In 2013, a FinTech company was founded with one mission in mind: To offer a commission-free investing app that democratized trading and finance. The company unleashed a new generation of investors who could buy and sell stocks – all without a broker.
Prior to partnering with Chronosphere, the company ran in-house observability with Grafana Mimir. The company’s team experienced high costs, was plagued by availability issues, and prone to downtime episodes that were sometimes hours long.
The challenge: availability, reliability, and performance
The high-growth FinTech company saw sky-rocketing popularity of its trading platform over the course of two years. Membership reached tens of millions, and the company saw an increased over-month usage of up to 80%.
Because of their rapidly growing user base, the biggest challenge for the organization became meeting reliability and performance demands.
Their setup’s issues included:
- Missing monitoring system availability SLAs
- The monitoring system was only achieving “one nine” of uptime
- It was harder to troubleshoot customer issues.
- Engineers were missing critical alerts.
- Mean time to detection (MTTD) was getting longer instead of shorter.
- Lacking performance and retention needs
- Queries and dashboards on data that were more than 12 hours long failed due to timeouts.
- The company could only store 2 weeks of metrics data in Mimir – putting compliance with industry standards at risk.
- Accruing high operational costs
- Mimir’s components required specialized hardware that struggled to keep up with metrics volume.
“When Mimir went down, it was several hours before it came back up … We can’t win over customer trust with a system that doesn’t offer high availability, durability, and performance.” – Senior Staff Engineer
Downtime became a customer-facing disruption for enthusiastic day traders. Despite millions of dollars spent per year on their open-source monitoring product with a Mimir backend, the team was still plagued by major outages — at the Sev1 level.

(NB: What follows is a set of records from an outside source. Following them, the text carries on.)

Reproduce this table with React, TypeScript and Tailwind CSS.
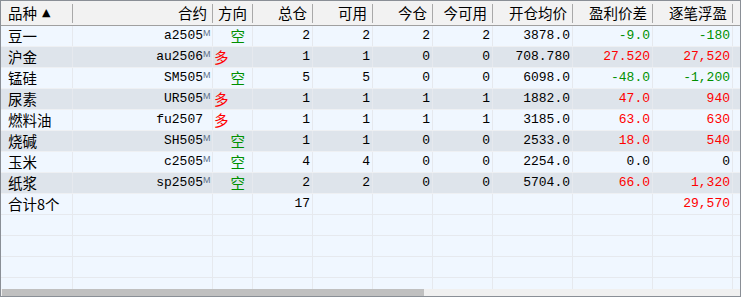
import React from "react";

type Row = {
  name: string;
  code: string;
  m: boolean;
  dir: "多" | "空";
  total: number;
  avail: number;
  today: number;
  todayAvail: number;
  price: string;
  diff: string;
  pnl: string;
};

const rows: Row[] = [
  { name: "豆一", code: "a2505", m: true, dir: "空", total: 2, avail: 2, today: 2, todayAvail: 2, price: "3878.0", diff: "-9.0", pnl: "-180" },
  { name: "沪金", code: "au2506", m: true, dir: "多", total: 1, avail: 1, today: 0, todayAvail: 0, price: "708.780", diff: "27.520", pnl: "27,520" },
  { name: "锰硅", code: "SM505", m: true, dir: "空", total: 5, avail: 5, today: 0, todayAvail: 0, price: "6098.0", diff: "-48.0", pnl: "-1,200" },
  { name: "尿素", code: "UR505", m: true, dir: "多", total: 1, avail: 1, today: 1, todayAvail: 1, price: "1882.0", diff: "47.0", pnl: "940" },
  { name: "燃料油", code: "fu2507", m: false, dir: "多", total: 1, avail: 1, today: 1, todayAvail: 1, price: "3185.0", diff: "63.0", pnl: "630" },
  { name: "烧碱", code: "SH505", m: true, dir: "空", total: 1, avail: 1, today: 0, todayAvail: 0, price: "2533.0", diff: "18.0", pnl: "540" },
  { name: "玉米", code: "c2505", m: true, dir: "空", total: 4, avail: 4, today: 0, todayAvail: 0, price: "2254.0", diff: "0.0", pnl: "0" },
  { name: "纸浆", code: "sp2505", m: true, dir: "空", total: 2, avail: 2, today: 0, todayAvail: 0, price: "5704.0", diff: "66.0", pnl: "1,320" },
];

const colW = ["w-[72px]", "w-[140px]", "w-[40px]", "w-[60px]", "w-[60px]", "w-[60px]", "w-[60px]", "w-[80px]", "w-[80px]", "w-[80px]"];

const tone = (v: string) => {
  if (v.startsWith("-")) return "text-[#009000]";
  if (v === "0" || v === "0.0") return "text-black";
  return "text-[#ff0000]";
};

const Cell = ({ i, children, className = "" }: { i: number; children?: React.ReactNode; className?: string }) => (
  <div className={`${colW[i]} shrink-0 h-full border-r border-[#e6e9ee] flex items-center overflow-hidden whitespace-nowrap ${className}`}>
    {children}
  </div>
);

const HeadCell = ({ i, children, left }: { i: number; children: React.ReactNode; left?: boolean }) => (
  <div className={`${colW[i]} shrink-0 h-full flex items-center`}>
    <div className={`flex-1 flex items-center ${left ? "justify-start pl-[7px]" : "justify-end pr-[5px]"}`}>{children}</div>
    <div className="w-px h-[19px] bg-[#a9a9a9]" />
  </div>
);

const cjk = "text-[14.5px] [font-family:'Noto_Sans_CJK_SC',sans-serif]";

export default function App() {
  return (
    <div className="w-[741px] h-[297px] border border-[#8a8f96] bg-[#f0f7ff] flex flex-col overflow-hidden text-[13px] text-black [font-family:'Liberation_Mono','Noto_Sans_CJK_SC',monospace]">
      {/* header */}
      <div className="h-[25px] shrink-0 flex bg-[#f2f2f2] border-b border-[#a0a0a0]">
        <HeadCell i={0} left>
          <span className={cjk}>品种</span>
          <span className="ml-[5px] text-[11px] [font-family:'DejaVu_Sans',sans-serif]">▲</span>
        </HeadCell>
        <HeadCell i={1}><span className={cjk}>合约</span></HeadCell>
        <HeadCell i={2} left><span className={`${cjk} -ml-[2px]`}>方向</span></HeadCell>
        <HeadCell i={3}><span className={cjk}>总仓</span></HeadCell>
        <HeadCell i={4}><span className={cjk}>可用</span></HeadCell>
        <HeadCell i={5}><span className={cjk}>今仓</span></HeadCell>
        <HeadCell i={6}><span className={cjk}>今可用</span></HeadCell>
        <HeadCell i={7}><span className={cjk}>开仓均价</span></HeadCell>
        <HeadCell i={8}><span className={cjk}>盈利价差</span></HeadCell>
        <HeadCell i={9}><span className={cjk}>逐笔浮盈</span></HeadCell>
        <div className="flex-1" />
      </div>

      {/* data rows */}
      {rows.map((r, idx) => (
        <div
          key={r.name}
          className={`h-[21px] shrink-0 flex border-b border-[#eef0f3] ${idx % 2 === 1 ? "bg-[#dee4eb]" : "bg-[#f0f7ff]"}`}
        >
          <Cell i={0} className="pl-[7px]"><span className={cjk}>{r.name}</span></Cell>
          <Cell i={1} className="justify-end pr-[3px]">
            <span>{r.code}</span>
            <span className={`w-[6px] self-start mt-[3px] text-[9px] leading-none text-[#5b6f86] [font-family:'Liberation_Sans',sans-serif] ${r.m ? "" : "invisible"}`}>M</span>
          </Cell>
          <Cell i={2} className={r.dir === "多" ? "justify-start pl-[1px]" : "justify-end pr-[7px]"}>
            <span className={`${cjk} ${r.dir === "多" ? "text-[#ff0000]" : "text-[#009000]"}`}>{r.dir}</span>
          </Cell>
          <Cell i={3} className="justify-end pr-[2px]">{r.total}</Cell>
          <Cell i={4} className="justify-end pr-[2px]">{r.avail}</Cell>
          <Cell i={5} className="justify-end pr-[2px]">{r.today}</Cell>
          <Cell i={6} className="justify-end pr-[2px]">{r.todayAvail}</Cell>
          <Cell i={7} className="justify-end pr-[2px]">{r.price}</Cell>
          <Cell i={8} className={`justify-end pr-[2px] ${tone(r.diff)}`}>{r.diff}</Cell>
          <Cell i={9} className={`justify-end pr-[2px] ${tone(r.pnl)}`}>{r.pnl}</Cell>
          <div className="flex-1" />
        </div>
      ))}

      {/* total row */}
      <div className="h-[21px] shrink-0 flex border-b border-[#e6e9ee]">
        <Cell i={0} className="pl-[7px]"><span className={cjk}>合计8个</span></Cell>
        <Cell i={1} />
        <Cell i={2} />
        <Cell i={3} className="justify-end pr-[2px]">17</Cell>
        <Cell i={4} />
        <Cell i={5} />
        <Cell i={6} />
        <Cell i={7} />
        <Cell i={8} />
        <Cell i={9} className="justify-end pr-[2px] text-[#ff0000]">29,570</Cell>
        <div className="flex-1" />
      </div>

      {/* empty filler rows */}
      <div className="flex-1 overflow-hidden">
        {[0, 1, 2, 3].map((k) => (
          <div key={k} className="h-[21px] flex border-b border-[#e6e9ee]">
            {colW.map((_, i) => (
              <Cell key={i} i={i} />
            ))}
            <div className="flex-1" />
          </div>
        ))}
      </div>

      {/* horizontal scrollbar */}
      <div className="h-[7px] shrink-0 bg-[#f0f0f0] flex items-stretch px-px">
        <div className="w-[422px] bg-[#c0c0c0]" />
      </div>
    </div>
  );
}
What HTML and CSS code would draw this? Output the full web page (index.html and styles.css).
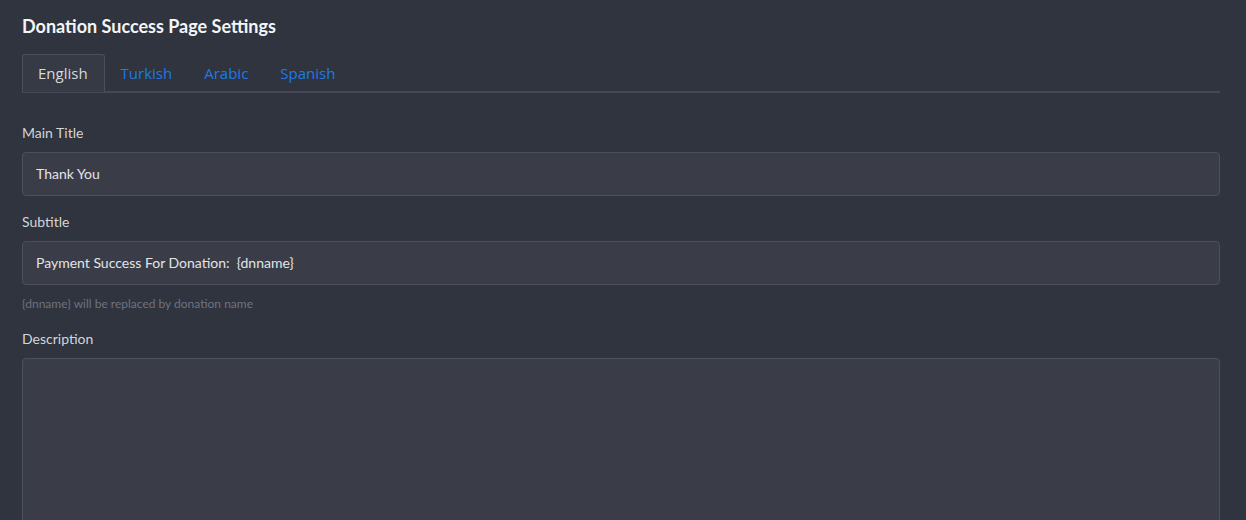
FILE: index.html
```html
<!DOCTYPE html>
<html>
<head>
    <title>Donation Success Page Settings</title>
    <link rel="stylesheet" href="styles.css">
</head>
<body>
<div class="page">
    <h1>Donation Success Page Settings</h1>
    <ul class="tabs">
        <li class="tab active">English</li>
        <li class="tab">Turkish</li>
        <li class="tab">Arabic</li>
        <li class="tab">Spanish</li>
    </ul>
    <div class="field">
        <label for="main-title">Main Title</label>
        <input type="text" id="main-title" value="Thank You">
    </div>
    <div class="field">
        <label for="subtitle">Subtitle</label>
        <input type="text" id="subtitle" value="Payment Success For Donation:  {dnname}">
        <small class="help">{dnname} will be replaced by donation name</small>
    </div>
    <div class="field">
        <label for="description">Description</label>
        <textarea id="description"></textarea>
    </div>
</div>
</body>
</html>
```

FILE: styles.css
```css
body {
    margin: 0;
    background-color: #2f343f;
    font-family: Lato, "Liberation Sans", sans-serif;
    color: #d6d8dd;
}

.page {
    padding: 14px 26px 0 22px;
}

h1 {
    margin: 0 0 16px;
    font-size: 18px;
    font-weight: 700;
    line-height: 24px;
    color: #f4f5f7;
}

.tabs {
    display: flex;
    list-style: none;
    margin: 0 0 30px;
    padding: 0;
    border-bottom: 2px solid #444955;
}

.tab {
    padding: 0 15px;
    height: 37px;
    line-height: 36px;
    font-family: "Open Sans", sans-serif;
    font-size: 15px;
    color: #1f78e6;
    border: 1px solid transparent;
    border-bottom: none;
    border-radius: 3px 3px 0 0;
    margin-bottom: -1px;
}

.tab.active {
    padding: 0 16px 0 15px;
    color: #d6d8dd;
    background-color: #363a45;
    border-color: #4b4f5b;
}

.field {
    margin-bottom: 16px;
}

label {
    display: block;
    font-size: 14px;
    line-height: 20px;
    margin-bottom: 9px;
    color: #d3d5da;
}

input[type="text"], textarea {
    display: block;
    width: 100%;
    box-sizing: border-box;
    height: 44px;
    padding: 0 13px 2px;
    font-family: Lato, "Liberation Sans", sans-serif;
    font-size: 14px;
    color: #e2e4e8;
    background-color: #3a3d48;
    border: 1px solid #4c505c;
    border-radius: 4px;
}

textarea {
    height: 200px;
    resize: none;
}

.help {
    display: block;
    margin-top: 11px;
    padding-bottom: 2px;
    font-size: 12px;
    color: #6e7280;
}
```
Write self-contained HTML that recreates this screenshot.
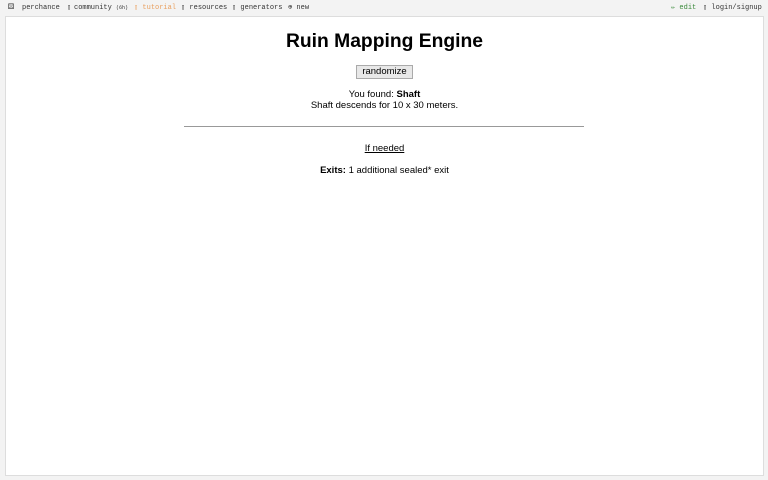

The search for a new, reliable solution
The company needed a solution that was cost-effective, easy to use, and would guarantee at least 99.9% uptime of observability services — alongside improved dashboard loading speeds, and open source standard compatibility.
While the company considered running observability in-house with a different tech stack, they ultimately decided that SaaS was a better business approach. Throughout the search for a new solution, they ruled out well-known SaaS application and infrastructure monitoring products w due to issues with cost, reliability, performance, and vendor lock-in.
Solve reliability and performance requirements with Chronosphere
The more the company learned about Chronosphere, they found several capabilities that met their requirements:
- High availability and reliability
- Chronosphere’s observability platform was built for cloud native scale and complexity.
- Chronosphere is 5X more reliable than alternative SaaS monitoring solutions.
- Fast remediation
- With Chronosphere, the company reduced their MTTD issues by 4x, from 2 minutes to 30 seconds.
- Chronosphere reduced “time to glass,” (the time from when a data point is generated, to when it is visible in dashboards and reports) from 45 seconds to 5 seconds.
- Compatible with open source standards
- Chronosphere is open source compliant. The solution is built on the open source M3 metrics engine, so the company avoided vendor lock-in and leveraged existing Prometheus investments.
- Cloud native observability expertise
- Chronosphere’s co-founders previously ran the observability team at Uber, and experienced large-scale observability challenges first-hand, so they were aware of the challenges that came with rapidly scaling infrastructure.
With Chronosphere, the company found an observability partner who could keep up with their rapidly scaling business. The company’s observability team gained the ability to unlock new insights and examine data retention that was normally unavailable.
Chronosphere’s cloud native observability platform provided the FinTech company with:
- Improved availability to at least 99.9%
- Query latency improvement by more than 8x
- 9x improvement on “time to glass”
- 4x improvement of MTTD
- Long-term data retention increase from 2 weeks to 13 months
- Reduced engineering time spent managing monitoring solutions by 33%
- More than 3x improved scalability
- Eliminated all Sev 0 and Sev 1 incidents, representing 75% of total critical incidents.
Now, the FinTech company no longer has to worry about critical outages and hours-long downtime that reaches the customer. The team has the power and support to proactively solve problems with rapid turn-around time.